Does vinyl sound better than digital? I sure think it does, but this question really boils down to a matter of taste. Or does it? We recording engineers spend a lot of time these days trying to mimic the old analog sound. We lust after vintage pieces of recording equipment, the values of which have ballooned in recent years. We design and use software that aspires to model analog gear by way of complex algorhithms. I have been on a personal quest to achieve and master that typically ‘70s dry, warm studio drum sound.


But whether vinyl sounds superior to digital does amount to a matter of taste. I liken it trying to argue that music from the Classical period (i.e., Mozart, Haydn, etc.) sounds better than the music of 20th Century composers. Music from the classical period is generally more pleasing to listeners, but it is impossible to make a case that it sounds better.

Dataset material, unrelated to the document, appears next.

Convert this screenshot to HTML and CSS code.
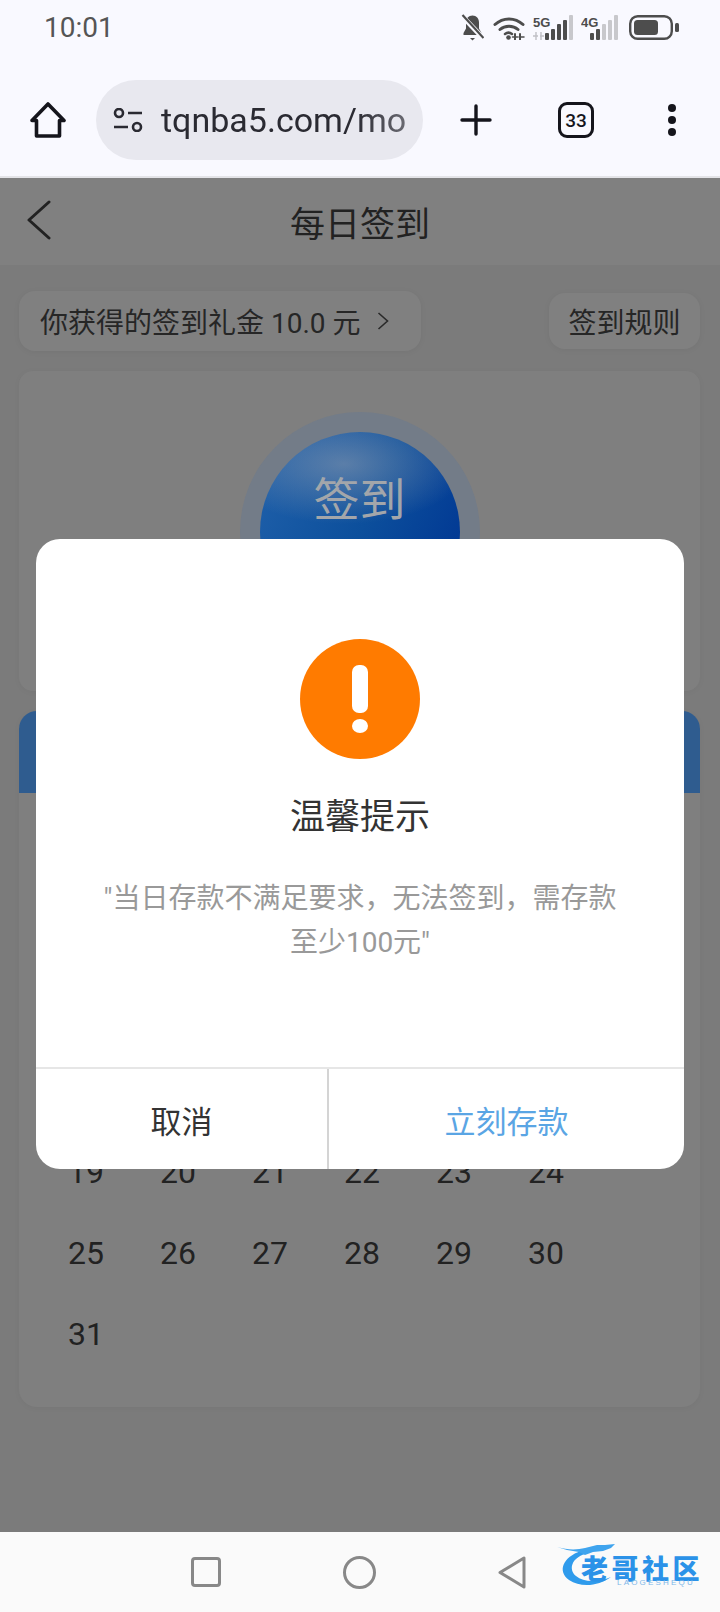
FILE: index.html
```html
<!DOCTYPE html>
<html lang="zh-CN">
<head>
    <meta charset="utf-8">
    <title>每日签到</title>
    <link rel="stylesheet" href="styles.css">
</head>
<body>
<div class="phone">
    <!-- Browser chrome -->
    <header class="chrome">
        <div class="status">
            <span class="time">10:01</span>
            <div class="status-icons">
                <svg class="ic-bell" width="23" height="27" viewBox="0 0 23 27">
                    <path d="M11.5 1.5c-4 0-6.5 3-6.5 7v6L2.5 19v2h18v-2L18 14.500v-6c0-4-2.500-7-6.500-7z" fill="#4d4d4d"/>
                    <path d="M9 24h5l-2.500 2.500z" fill="#4d4d4d"/>
                    <path d="M1 2l21 22" stroke="#f9f9ff" stroke-width="5"/>
                    <path d="M1.500 1l21 23" stroke="#4d4d4d" stroke-width="2.200"/>
                </svg>
                <svg class="ic-wifi" width="32" height="25" viewBox="0 0 32 25" fill="none" stroke="#4d4d4d" stroke-width="3" stroke-linecap="round">
                    <path d="M2 9.500c8-7.500 20-7.500 28 0"/>
                    <path d="M7 14.500c5-4.500 13-4.500 18 0"/>
                    <path d="M12 19c2-1.600 5-1.600 7 0" stroke-width="2.500"/>
                    <circle cx="15.500" cy="22.500" r="2.300" fill="#4d4d4d" stroke="none"/>
                    <path d="M22 19v6M27 19v6" stroke-width="2"/>
                    <path d="M19.500 22h5M26 22h5" stroke-width="1.500"/>
                </svg>
                <svg class="ic-net" width="40" height="25" viewBox="0 0 40 25">
                    <text x="0" y="12" class="net-label">5G</text>
                    <path d="M3 17v8M8 17v8M0 21h5M7 21h4" stroke="#c0c0c6" stroke-width="1.400"/>
                    <rect x="12" y="18" width="4" height="7" rx="1" fill="#4d4d4d"/>
                    <rect x="18" y="14" width="4" height="11" rx="1" fill="#4d4d4d"/>
                    <rect x="24" y="9" width="4" height="16" rx="1" fill="#4d4d4d"/>
                    <rect x="30" y="5" width="4" height="20" rx="1" fill="#4d4d4d"/>
                    <rect x="36" y="0" width="4" height="25" rx="1" fill="#c8c8cc"/>
                </svg>
                <svg class="ic-net" width="37" height="25" viewBox="0 0 37 25">
                    <text x="0" y="12" class="net-label">4G</text>
                    <rect x="9" y="18" width="4" height="7" rx="1" fill="#4d4d4d"/>
                    <rect x="15" y="14" width="4" height="11" rx="1" fill="#4d4d4d"/>
                    <rect x="21" y="9" width="4" height="16" rx="1" fill="#c8c8cc"/>
                    <rect x="27" y="5" width="4" height="20" rx="1" fill="#c8c8cc"/>
                    <rect x="33" y="0" width="4" height="25" rx="1" fill="#c8c8cc"/>
                </svg>
                <svg class="ic-batt" width="50" height="25" viewBox="0 0 50 25">
                    <rect x="1.200" y="1.200" width="41.600" height="22.600" rx="7.500" fill="none" stroke="#4d4d4d" stroke-width="2.400"/>
                    <rect x="5" y="5" width="24" height="15" rx="3.500" fill="#4d4d4d"/>
                    <rect x="46" y="8" width="4" height="9" rx="1.500" fill="#4d4d4d"/>
                </svg>
            </div>
        </div>
        <div class="toolbar">
            <svg class="ic-home" width="36" height="36" viewBox="0 0 36 36" fill="none" stroke="#15151c" stroke-width="3.600" stroke-linejoin="round" stroke-linecap="round">
                <path d="M2 18.500L18 2l16 16.500h-4.500V34h-23V18.500z"/>
            </svg>
            <div class="url-pill">
                <svg width="30" height="24" viewBox="0 0 30 24" fill="none" stroke="#2a2a32" stroke-width="2.600">
                    <circle cx="6" cy="5" r="4"/>
                    <path d="M15 5h14M1 19h14"/>
                    <circle cx="24" cy="19" r="4"/>
                </svg>
                <span class="url-text">tqnba5.com/mobile</span>
            </div>
            <svg class="ic-plus" width="32" height="32" viewBox="0 0 32 32" stroke="#15151c" stroke-width="3.400" stroke-linecap="round">
                <path d="M16 2v28M2 16h28"/>
            </svg>
            <div class="tabs-count">33</div>
            <svg class="ic-more" width="8" height="32" viewBox="0 0 8 32" fill="#15151c">
                <circle cx="4" cy="4" r="4"/>
                <circle cx="4" cy="16" r="4"/>
                <circle cx="4" cy="28" r="4"/>
            </svg>
        </div>
    </header>

    <!-- Sign-in page, dimmed behind the dialog -->
    <main class="page">
        <div class="nav">
            <svg class="back" width="24" height="40" viewBox="0 0 24 40" fill="none" stroke="#222" stroke-width="3" stroke-linecap="round" stroke-linejoin="round">
                <path d="M22 2L2 20l20 18"/>
            </svg>
            <h1 class="nav-title">每日签到</h1>
        </div>

        <div class="chips">
            <div class="chip chip-gift">
                <span>你获得的签到礼金 10.0 元</span>
                <svg width="12" height="18" viewBox="0 0 12 18" fill="none" stroke="#2a2a2a" stroke-width="1.600">
                    <path d="M1.500 1l9 8-9 8"/>
                </svg>
            </div>
            <div class="chip chip-rules">签到规则</div>
        </div>

        <section class="card sign-card">
            <div class="halo">
                <div class="sign-btn">签到</div>
            </div>
        </section>

        <section class="card calendar">
            <div class="cal-band"></div>
            <div class="cal-days">
                <span>1</span><span>2</span><span>3</span><span>4</span><span>5</span><span>6</span>
                <span>7</span><span>8</span><span>9</span><span>10</span><span>11</span><span>12</span>
                <span>13</span><span>14</span><span>15</span><span>16</span><span>17</span><span>18</span>
                <span>19</span><span>20</span><span>21</span><span>22</span><span>23</span><span>24</span>
                <span>25</span><span>26</span><span>27</span><span>28</span><span>29</span><span>30</span>
                <span>31</span>
            </div>
        </section>

        <div class="dialog">
            <div class="dialog-body">
                <svg class="warn" width="120" height="120" viewBox="0 0 120 120">
                    <circle cx="60" cy="60" r="60" fill="#ff7b00"/>
                    <rect x="52" y="26" width="16" height="48" rx="7" fill="#fff"/>
                    <ellipse cx="60" cy="87" rx="8" ry="7" fill="#fff"/>
                </svg>
                <h2 class="dialog-title">温馨提示</h2>
                <p class="dialog-msg">"当日存款不满足要求，无法签到，需存款至少100元"</p>
            </div>
            <div class="dialog-foot">
                <div class="btn btn-cancel">取消</div>
                <div class="btn btn-ok">立刻存款</div>
            </div>
        </div>
    </main>

    <!-- Android nav bar -->
    <footer class="sysnav">
        <svg width="30" height="30" viewBox="0 0 30 30" fill="none" stroke="#888" stroke-width="3">
            <rect x="1.500" y="1.500" width="27" height="27" rx="2.500"/>
        </svg>
        <svg width="33" height="33" viewBox="0 0 33 33" fill="none" stroke="#888" stroke-width="3">
            <circle cx="16.500" cy="16.500" r="15"/>
        </svg>
        <svg width="28" height="33" viewBox="0 0 28 33" fill="none" stroke="#888" stroke-width="3" stroke-linejoin="round">
            <path d="M2 16.500L26 2v29z"/>
        </svg>
        <div class="logo">
            <svg class="logo-mark" width="90" height="46" viewBox="0 0 90 46">
                <path d="M26 8C8 14 2 28 14 37c12 8 30 6 42-3-12 5-27 6-35-1C13 26 17 15 30 11z" fill="#2f9bec"/>
                <path d="M2 4c10 3 20 3 28 1l12-3 8 0 10-1-4 4-8 3-10 1-8 3-6-3-12-2z" fill="#3fa4ee"/>
            </svg>
            <span class="logo-name">老哥社区</span>
            <span class="logo-sub">LAOGESHEQU</span>
        </div>
    </footer>
</div>
</body>
</html>
```
FILE: styles.css
```css
/* General styling */
* {
    box-sizing: border-box;
}

body {
    margin: 0;
    font-family: Roboto, "Noto Sans CJK SC", sans-serif;
    background-color: #7b7b7b;
}

h1, h2, p {
    margin: 0;
    font-weight: 400;
}

.phone {
    position: relative;
    display: flex;
    flex-direction: column;
    width: 720px;
    height: 1612px;
    overflow: hidden;
}

/* Browser chrome */
.chrome {
    flex: none;
    height: 178px;
    background-color: #f9f9ff;
    border-bottom: 2px solid #e4e4e8;
}

.status {
    display: flex;
    justify-content: space-between;
    align-items: center;
    height: 54px;
    padding: 0 41px 0 44px;
}

.time {
    font-size: 28px;
    color: #555;
}

.status-icons {
    display: flex;
    align-items: center;
}

.status-icons svg {
    display: block;
}

.ic-wifi {
    margin-left: 9px;
}

.ic-net {
    margin-left: 8px;
}

.ic-batt {
    margin-left: 11px;
}

.net-label {
    font-family: "Liberation Sans", sans-serif;
    font-size: 13px;
    font-weight: 700;
    fill: #4d4d4d;
}

.toolbar {
    display: flex;
    align-items: center;
    height: 80px;
    margin-top: 26px;
    padding-left: 30px;
}

.url-pill {
    display: flex;
    align-items: center;
    width: 327px;
    height: 80px;
    margin-left: 30px;
    padding: 0 15px 0 17px;
    border-radius: 40px;
    background-color: #e8e8ef;
}

.url-text {
    flex: 1;
    margin-left: 18px;
    overflow: hidden;
    font-size: 34px;
    color: #2a2a32;
    white-space: nowrap;
    -webkit-mask-image: linear-gradient(to right, #000 78%, rgba(0, 0, 0, 0.65) 100%);
    mask-image: linear-gradient(to right, #000 78%, rgba(0, 0, 0, 0.65) 100%);
}

.ic-plus {
    margin-left: 37px;
}

.tabs-count {
    display: flex;
    justify-content: center;
    align-items: center;
    width: 36px;
    height: 36px;
    margin-left: 66px;
    border: 3.5px solid #15151c;
    border-radius: 9px;
    font-size: 19px;
    font-weight: 500;
    color: #15151c;
}

.ic-more {
    margin-left: 74px;
}

/* Dimmed sign-in page */
.page {
    position: relative;
    flex: 1;
    padding-bottom: 20px;
    background-color: #7b7b7b;
}

.nav {
    display: flex;
    justify-content: center;
    align-items: center;
    position: relative;
    height: 87px;
    background-color: #808080;
}

.back {
    position: absolute;
    left: 27px;
    top: 22px;
}

.nav-title {
    font-size: 35px;
    color: #222;
}

.chips {
    display: flex;
    justify-content: space-between;
    align-items: center;
    height: 60px;
    margin: 26px 20px 20px 19px;
}

.chip {
    display: flex;
    align-items: center;
    border-radius: 16px;
    background-color: #808080;
    box-shadow: 0 1px 6px rgba(0, 0, 0, 0.05);
    font-size: 28px;
    color: #262626;
}

.chip-gift {
    width: 402px;
    height: 60px;
    padding-left: 21px;
}

.chip-gift svg {
    margin-left: 17px;
}

.chip-rules {
    justify-content: center;
    width: 151px;
    height: 56px;
}

.card {
    margin: 0 20px 20px 19px;
    border-radius: 14px;
    background-color: #7f7f7f;
    box-shadow: 0 1px 6px rgba(0, 0, 0, 0.04);
}

.sign-card {
    display: flex;
    justify-content: center;
    height: 320px;
    padding-top: 41px;
}

.halo {
    display: flex;
    justify-content: center;
    align-items: center;
    width: 240px;
    height: 240px;
    border-radius: 50%;
    background-color: #737c88;
}

.sign-btn {
    display: flex;
    justify-content: center;
    align-items: center;
    width: 200px;
    height: 200px;
    padding-bottom: 72px;
    border-radius: 50%;
    background:
        radial-gradient(ellipse 62% 30% at 42% 16%, rgba(150, 160, 175, 0.55), rgba(150, 160, 175, 0) 100%),
        linear-gradient(168deg, rgba(20, 110, 140, 0) 62%, rgba(20, 110, 140, 0.75) 66%, rgba(20, 110, 140, 0.5) 80%),
        linear-gradient(115deg, #1d5ea8 10%, #0c4f9c 50%, #023a94 85%);
    font-size: 46px;
    color: #a3a6aa;
}

.calendar {
    height: 696px;
    border-radius: 18px;
    overflow: hidden;
}

.cal-band {
    height: 82px;
    background-color: #2f5c8f;
}

.cal-days {
    display: grid;
    grid-template-columns: repeat(6, 92px);
    grid-auto-rows: 81px;
    align-items: center;
    padding: 95px 0 0 49px;
    font-size: 32px;
    color: #222;
}

/* Dialog */
.dialog {
    position: absolute;
    left: 36px;
    top: 361px;
    display: flex;
    flex-direction: column;
    width: 648px;
    height: 630px;
    border-radius: 24px;
    background-color: #fff;
    overflow: hidden;
}

.dialog-body {
    flex: 1;
    padding: 100px 60px 0;
    text-align: center;
}

.warn {
    display: block;
    margin: 0 auto;
}

.dialog-title {
    margin-top: 37px;
    font-size: 35px;
    line-height: 44px;
    color: #333;
}

.dialog-msg {
    margin-top: 37px;
    font-size: 28px;
    line-height: 44px;
    color: #999;
}

.dialog-foot {
    display: flex;
    flex: none;
    height: 102px;
    border-top: 2px solid #e6e6e6;
}

.btn {
    display: flex;
    justify-content: center;
    align-items: center;
    font-size: 31px;
}

.btn-cancel {
    width: 293px;
    border-right: 2px solid #d4d4d4;
    color: #333;
}

.btn-ok {
    flex: 1;
    color: #5aa5e4;
}

/* System nav bar */
.sysnav {
    position: relative;
    display: flex;
    flex: none;
    align-items: center;
    gap: 122px;
    height: 80px;
    padding-left: 191px;
    background-color: #fafafa;
}

.logo {
    position: absolute;
    left: 555px;
    top: 11px;
    width: 150px;
    height: 46px;
}

.logo-mark {
    position: absolute;
    left: 0;
    top: 0;
}

.logo-name {
    position: absolute;
    left: 26px;
    top: 11px;
    font-size: 27px;
    font-weight: 900;
    line-height: 32px;
    letter-spacing: 3.500px;
    white-space: nowrap;
    color: #2b92e8;
}

.logo-sub {
    position: absolute;
    left: 62px;
    top: 35px;
    font-family: "Liberation Sans", sans-serif;
    font-size: 8px;
    line-height: 9px;
    letter-spacing: 2.200px;
    color: #7fb8e8;
}
```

Vinyl as a medium has two things going for it, though. First, vinyl is more dynamic, in terms of loudness. The limitations of the vinyl medium dictate that the overall volume (loudness) of the recording can only be so high, otherwise the needle is likely to “jump” out of the groove, or the music can distort. This means that the engineers who record and mix music for vinyl are forced to keep the overall loudness of the record at a conservative level, thus they cannot simply compress and limit the music, so as to “jam the needle,” as it were (and as is the standard technique in modern recording of pop music), because too much loudness causes distortion, etc. Ironically, this results in recordings that are arguably more “punchy” and exciting, because they are so dynamic. The listener “feels” every snare hit, every guitar attack more because the dynamics have not been squashed.

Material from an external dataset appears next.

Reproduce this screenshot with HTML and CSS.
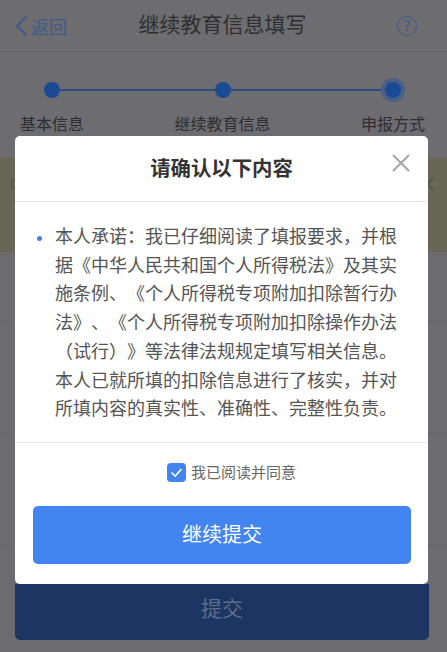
FILE: index.html
```html
<!DOCTYPE html>
<html lang="zh-CN">
  <head>
    <meta charset="UTF-8" />
    <meta name="viewport" content="width=device-width, initial-scale=1.0" />
    <title>继续教育信息填写</title>
    <link rel="stylesheet" href="styles.css">
  </head>
  <body>
    <div class="page">
      <div class="nav">
        <div class="nav-back">
          <svg class="nav-chevron" viewBox="0 0 13 22" width="13" height="22">
            <path d="M11.5 1.5 L2 11 L11.5 20.5" />
          </svg>
          <span>返回</span>
        </div>
        <div class="nav-title">继续教育信息填写</div>
        <div class="nav-help">?</div>
      </div>
      <div class="steps">
        <div class="step-track">
          <span class="step-dot"></span>
          <span class="step-line"></span>
          <span class="step-dot"></span>
          <span class="step-line"></span>
          <span class="step-dot step-dot-current"></span>
        </div>
        <div class="step-labels">
          <span>基本信息</span>
          <span>继续教育信息</span>
          <span>申报方式</span>
        </div>
      </div>
      <div class="notice">
        <span class="notice-icon"></span>
        <svg class="notice-close" viewBox="0 0 14 14" width="14" height="14">
          <path d="M1 1 L13 13 M13 1 L1 13" />
        </svg>
      </div>
      <div class="rows">
        <div class="row row-first"></div>
        <div class="row"></div>
        <div class="row"></div>
      </div>
      <div class="submit">提交</div>
    </div>

    <div class="modal">
      <div class="modal-head">
        <div class="modal-title">请确认以下内容</div>
        <svg class="modal-close" viewBox="0 0 20 20" width="20" height="20">
          <path d="M2 2 L18 18 M18 2 L2 18" />
        </svg>
      </div>
      <div class="modal-body">
        <span class="bullet"></span>
        <p class="promise">本人承诺&#xFF1A;我已仔细阅读了填报要求&#xFF0C;并根据《中华人民共和国个人所得税法》及其实施条例、《个人所得税专项附加扣除暂行办法》、《个人所得税专项附加扣除操作办法&#xFF08;试行&#xFF09;》等法律法规规定填写相关信息。本人已就所填的扣除信息进行了核实&#xFF0C;并对所填内容的真实性、准确性、完整性负责。</p>
      </div>
      <div class="modal-foot">
        <label class="agree">
          <svg class="agree-box" viewBox="0 0 19 19" width="19" height="19">
            <rect width="19" height="19" rx="4" />
            <path d="M4.5 9.5 L8.2 13 L14.5 6" />
          </svg>
          <span>我已阅读并同意</span>
        </label>
        <div class="continue">继续提交</div>
      </div>
    </div>
  </body>
</html>
```

FILE: styles.css
```css
* {
  box-sizing: border-box;
}

body {
  margin: 0;
  padding: 0;
  font-family: "Noto Sans CJK SC", "Liberation Sans", sans-serif;
}

.page {
  display: flex;
  flex-direction: column;
  width: 447px;
  height: 652px;
  overflow: hidden;
  background: #6c6b6f;
}

.nav {
  display: flex;
  justify-content: space-between;
  align-items: center;
  flex: none;
  height: 52px;
  padding: 0 30px 0 15px;
  background: #6d6c6e;
  border-bottom: 1px solid #676668;
  position: relative;
}

.nav-back {
  display: flex;
  align-items: center;
  gap: 3px;
  color: #3f5a8e;
  font-size: 18px;
}

.nav-chevron path {
  fill: none;
  stroke: #3f5a8e;
  stroke-width: 2;
}

.nav-title {
  position: absolute;
  left: 0;
  right: 0;
  top: 8px;
  padding-right: 2px;
  text-align: center;
  color: #2f2f31;
  font-size: 21px;
  line-height: 30px;
}

.nav-help {
  width: 20px;
  height: 20px;
  border: 1.5px solid #3f5a8e;
  border-radius: 50%;
  margin-top: 1px;
  color: #3f5a8e;
  font-size: 14px;
  line-height: 17px;
  text-align: center;
}

.steps {
  flex: none;
  height: 106px;
  padding-top: 28px;
  background: #6d6c70;
}

.step-track {
  display: flex;
  align-items: center;
  height: 20px;
  padding: 0 46px 0 44px;
}

.step-dot {
  flex: none;
  width: 16px;
  height: 16px;
  border-radius: 50%;
  background: #1b4a94;
}

.step-dot-current {
  box-shadow: 0 0 0 4px #4a5f87;
}

.step-line {
  flex: 1;
  height: 2px;
  background: #2c4c80;
}

.step-labels {
  display: flex;
  justify-content: space-between;
  padding: 0 22px 0 20px;
  margin-top: 12px;
  color: #2e2e30;
  font-size: 16px;
  line-height: 22px;
}

.notice {
  display: flex;
  justify-content: space-between;
  align-items: center;
  flex: none;
  height: 94px;
  padding: 0 13px 42px 10px;
  background: #676657;
}

.notice-icon {
  width: 18px;
  height: 18px;
  margin-left: 1px;
  border: 1.5px solid #4f4e45;
  border-radius: 50%;
}

.notice-close path {
  fill: none;
  stroke: #4f4e48;
  stroke-width: 1.5;
}

.rows {
  flex: 1;
}

.row {
  height: 112px;
  border-bottom: 1px solid #656468;
}

.row-first {
  height: 69px;
}

.submit {
  flex: none;
  height: 56px;
  margin: 0 18px 12px 15px;
  width: 414px;
  background: #1c3563;
  border-radius: 0 0 5px 5px;
  color: #5f6d88;
  font-size: 21px;
  line-height: 47px;
  text-align: center;
}

.modal {
  position: absolute;
  left: 15px;
  top: 136px;
  width: 413px;
  height: 448px;
  display: flex;
  flex-direction: column;
  background: #fff;
  border-radius: 5px;
}

.modal-head {
  position: relative;
  flex: none;
  height: 66px;
  border-bottom: 1px solid #e6e6e6;
  padding-top: 15px;
}

.modal-title {
  color: #333;
  font-size: 20.4px;
  font-weight: 700;
  line-height: 32px;
  text-align: center;
}

.modal-close {
  position: absolute;
  right: 17px;
  top: 17px;
}

.modal-close path {
  fill: none;
  stroke: #a6a6a6;
  stroke-width: 2;
}

.modal-body {
  display: flex;
  flex: none;
  height: 241px;
  padding: 19px 31px 0 22px;
  border-bottom: 1px solid #e6e6e6;
}

.bullet {
  flex: none;
  width: 5px;
  height: 5px;
  margin-top: 15px;
  margin-right: 13px;
  border-radius: 50%;
  background: #4a7fd6;
}

.promise {
  margin: 0;
  color: #555;
  font-size: 18px;
  line-height: 28.7px;
  text-spacing-trim: space-all;
}

.modal-foot {
  display: flex;
  flex-direction: column;
  align-items: center;
  flex: 1;
}

.agree {
  display: flex;
  align-items: center;
  gap: 5px;
  margin-top: 18px;
  margin-left: 20px;
  color: #666;
  font-size: 15px;
  line-height: 22px;
}

.agree-box rect {
  fill: #4285ef;
}

.agree-box path {
  fill: none;
  stroke: #fff;
  stroke-width: 1.6;
}

.continue {
  width: 378px;
  height: 58px;
  margin-top: 23px;
  margin-left: 1px;
  background: #4285f0;
  border-radius: 5px;
  color: #fff;
  font-size: 20px;
  line-height: 56px;
  text-align: center;
}
```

The second thing vinyl has going for it is the experience of listening to it. During my graduate studies at the University of Washington, I took a great seminar with Larry Starr, a renowned American music scholar. The theme of the seminar was “Great Albums.” Each of us presented a critique of a significant album to the class. Starr gave several of his own presentations throughout the quarter, one of which covered Sgt. Pepper’s Lonely Hearts Club Band. The Beatles took great care in how they presented Sgt. Pepper’s, including the pace and sequence of songs on the record. As a class, after having listened to it on vinyl, we found it incongruous to listen to the record straight through, as one might do with a CD. The record was intended to pause between “Being for the Benefit of Mr. Kite!” and “WIthin You Without You.” You could argue that converting Sgt. Pepper’s to digital goes against the artists’ intentions for the work (not to mention the cover art!).

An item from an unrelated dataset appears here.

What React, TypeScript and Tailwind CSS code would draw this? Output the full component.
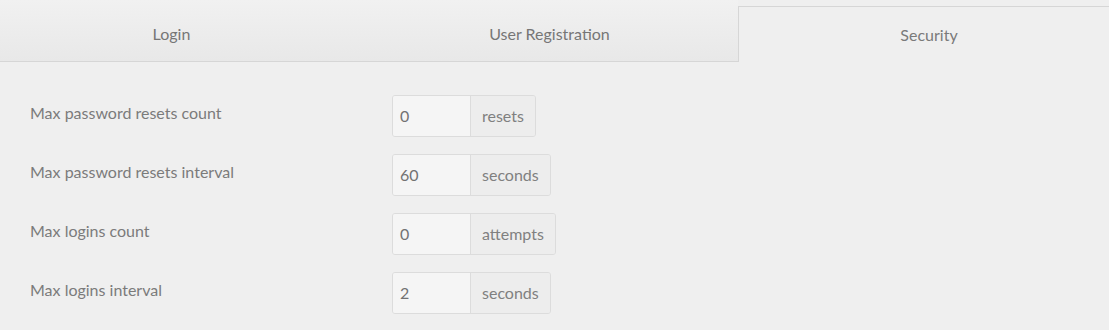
const tabs = [
  { label: 'Login', pad: 'pr-[26px] pt-[6px]' },
  { label: 'User Registration', pad: 'pr-[8px] pt-[6px]' },
  { label: 'Security', pad: 'pl-[10px] pt-[1px]' },
];

const rows = [
  { label: 'Max password resets count', value: '0', unit: 'resets' },
  { label: 'Max password resets interval', value: '60', unit: 'seconds' },
  { label: 'Max logins count', value: '0', unit: 'attempts' },
  { label: 'Max logins interval', value: '2', unit: 'seconds' },
];

function Tab({ label, pad, active }: { label: string; pad: string; active: boolean }) {
  if (active) {
    return (
      <div className={`flex-1 min-w-0 mt-[6px] flex items-center justify-center border-t border-l border-[#d6d6d6] bg-[#efefef] text-[16px] text-[#7a7a7a] ${pad}`}>
        {label}
      </div>
    );
  }
  return (
    <div className={`w-[369px] shrink-0 flex items-center justify-center border-b border-[#d6d6d6] bg-gradient-to-b from-[#f1f1f1] to-[#e8e8e8] text-[16px] text-[#767676] ${pad}`}>
      {label}
    </div>
  );
}

function Row({ label, value, unit }: { label: string; value: string; unit: string }) {
  return (
    <div className="flex items-center h-[42px]">
      <div className="w-[362px] text-[16px] text-[#7b7b7b] -mt-[6px]">{label}</div>
      <div className="flex h-[42px] rounded-[3px] border border-[#dcdcdc] overflow-hidden">
        <div className="w-[78px] flex items-center pl-[7px] bg-[#f5f5f5] border-r border-[#dcdcdc] text-[16px] text-[#727272]">
          {value}
        </div>
        <div className="flex items-center px-[11px] bg-[#ededed] text-[16px] text-[#808080]">{unit}</div>
      </div>
    </div>
  );
}

export default function App() {
  return (
    <div className="w-[1109px] h-[330px] bg-[#efefef] font-['Lato','Open_Sans',sans-serif] overflow-hidden">
      <div className="flex h-[62px]">
        {tabs.map((t) => (
          <Tab key={t.label} label={t.label} pad={t.pad} active={t.label === 'Security'} />
        ))}
      </div>
      <div className="pl-[30px] pt-[33px] flex flex-col gap-[17px]">
        {rows.map((r) => (
          <Row key={r.label} {...r} />
        ))}
      </div>
    </div>
  );
}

It takes time to listen to vinyl. You carefully pull the record out of the sleeve, clean it off, set it on the turn table, drop the needle, and close the lid. Five or six songs in, you have to turn it over. The listener is involved in the listening process in a very real, physical, visceral way. My parents reminisce about eagerly awaiting the release of the White Album. When it did come out, they sat in their living room that night with a few friends and some beer and wine, and listened to the record, over an over again. The experience was a community event. Listening to records was an activity in and of itself, not something you did while driving, or while doing something else.


I know a guy who has a life-sized bust of Michelangelo’s David, cast from the real statue. He had it shipped from Florence to Seattle. His reasoning behind the extravagant purchase is that art should be handled, enjoyed in a very real and human way. With the casting you can run your fingers over Michelangelo’s chisel marks, you can give your whole attention and presence, physical and otherwise, to the work of art. While viewing art at a museum may not be as physical as touching David, museums offer the next best thing: a dedicated place to enjoy the art, free of any distractions. We seek the same sort of physical experience of the art when we go to a live show. But more often than not, we experience music passively. When was the last time you put a copy of the Mona Lisa in the background, to view while you were cooking? Vinyl demands your physical presence, it’s a ritual. Somehow, rifling through my iPod doesn’t feel nearly as human as pulling a record out of the sleeve.


Humans are more than just physical beings, however. There is a magic that happens when humans convene in one place and make music. Call it magic, call it metaphysics, call it what you will, but sometimes that magic is really special- it’s what we try to capture when we record music. I sometimes wonder whether vinyl is better at translating that magic. It’s not that digital doesn’t translate “vibe,” a James Brown record still grooves like hell, regardless of whether it’s on vinyl, CD, or mp3. But here’s my crackpot hypothesis: sound waves are in essence analog, they are physical waves made up of molecules. Analog recording mediums transfer these waves in an electro-physical way. Digital mediums, on the other hand, at some point along the way convert the sound waves into ones and zeros, and back again. The sound waves temporarily leave the physical world (at least the physical world on a scale which we can comprehend). Could it be that our ones and zeros can’t capture that special energy at a high enough resolution to compete with analog mediums? For that matter, analog doesn’t really have “resolution” to begin with, it’s not rendered at all. Analog simply transfers the energy. When analog energy morphs into digital energy, can it morph back to it’s original form, without losing information along the way? Do we (or at least some of us) perceive that loss, but can’t fully comprehend it? Has our technology still got some catching up to do, or has our technology gone too far?


All I know is that I love the sound of vinyl. It sounds like music to me.